Women’s empowerment, agriculture and food security are central factors in development agendas. These issues have the potential to reduce poverty, hunger and increase economic growth. These issues are the lives of rural women. Often women’s empowerment is measured by the improvement of livelihoods and it is assumed that increased empowerment leads to better nutritional status. This study aims to explore these assumptions by applying a combination of the commonly used A-WEAI to measure economic empowerment in agriculture, and the recently designed Women’s Empowerment in Nutrition Index (WENI) to measure nutritional empowerment. It goes beyond the analysis of an empowerment index on economic resources and agency and linkages to separate food and nutrition indicators, by introducing the concept of nutritional empowerment to examine the socio-economic contexts of women’s capabilities to achieve both empowerment and increased nutritional status. The study was conducted in the Gergera Watershed Project, Tigray, Ethiopia.
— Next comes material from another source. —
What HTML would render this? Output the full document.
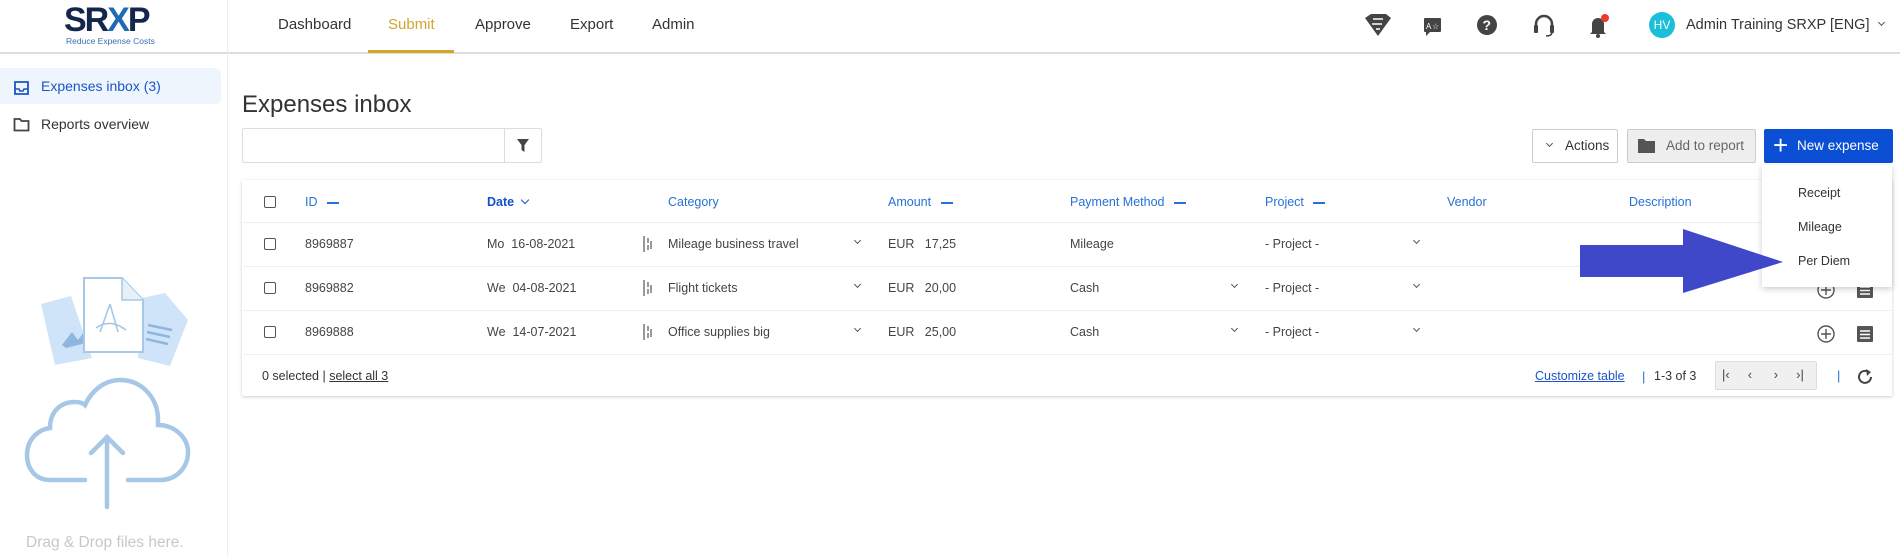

The main findings of the study show that women have an economic empowerment status of ‘low’ in the area. Nutritional empowerment was achieved by over half of women. Both indices showed higher number of women in male headed households are empowered. Women living in the highland region are severely disempowered compared to those living in the midlands. The food and nutritional status of households positively correlated with empowerment levels, the least empowered having the worst food and diet diversity. However, the women’s induvial food security indicators did not correlate with empowerment levels. The findings showed that workload of women was the main contributor to disempowerment, followed by a lack of knowledge surrounding health and food.